The following year Bill Skinner was moved from the Korean POW camp to a Chineese POW camp. His weight was down from 185 to less than 100 pounds at that time, but in the Chineese camp it was even worse. The article says that they were "given some rice, but not enought to stay healthy. It continues:
"Skinner said that there were many missionaries who were taken prisoners during World War II. [sic] 'One time, I was very ill and they fed us only watered-down rice and a missionary traded her dried rice for mine so that I could start eating again.' "

Bill Skinner spent two years in the Chineese camp. He wasn't released until the war was over.

1. Bill Skinner is the grandson of William and Clara Skinner. (See July 11, '06 entry William Otto & Clara Onetta Skinner.)

2. Crystal is an Orlando descendent through Gideon & Sarah (Bennett) Skinner. (See the Feb 26, '06 entry Clover Fork Family ca. 1905.), their son Hayward and his wife Reva (Pritt) and their son, Alan.

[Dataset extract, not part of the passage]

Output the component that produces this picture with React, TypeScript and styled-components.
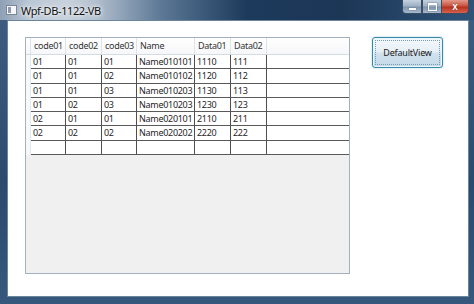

  1. Did Mr. Skinner make a mistake when he said "WWII" (regarding missionaries)? Several were taken prisoner by the Chinese during WWII, but they would not likely have been there to help Mr. Skinner. Was he referring to the Korean War?

    Homer Heater

  2. I was surprised about the missionaries still imprisoned from WWII. I hope we can find an answer to your very good question.